Although team Japan eventually crashed out of the Russia 2018 World Cup, after losing to Belgium (2-3) in the knock out round of 16, they left as winners because they had won the admiration of the whole world. Ordinarily, given the nature of the sport, you’d think fans would only be concerned about score lines and their favorite players living up to expectation, but team Japan brought out a different side of football lovers all over the world by their exceptional acts of responsibility and respect. What did they do?

They cleaned their dressing room sparkling clean and left a note of appreciation, saying Thank You to the fans for supporting them at the world cup. In addition to the commendable conduct of the team at the games, Japanese fans were reported to have cleaned the stadium every day after the games were done, irrespective of whether their team won or lost the match. That’s an incredible community spirit. One that can’t be faked or bought.

To say that the world fell in love with them would not be out of place because the news of their exceptional conduct was all over social media due to the fact that football fans couldn’t stop talking about them for days.

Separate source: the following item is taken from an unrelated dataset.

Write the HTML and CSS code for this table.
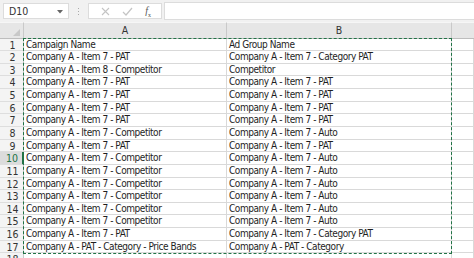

It goes to prove something, that the world does care about responsible behaviour and responsible leadership but many people are not disciplined enough to seek responsible leadership or be responsible leaders.

Now, in all of this, there’s a question that begs for an answer. Why did the Japanese team and Japanese fans behave this way at the world cup?

Was it just to show off?

The answer we seek, lies in the Japanese culture which influences the way children are groomed and brought up. The Japanese culture teaches children the value of respect for others from an early age. Therefore as adults, they reflect those values that they have imbibed all through their lives. Of course, this is not to say that the Japanese are perfect, but in them, you will see the readiness to hold people accountable when they go against the values that the society holds dear.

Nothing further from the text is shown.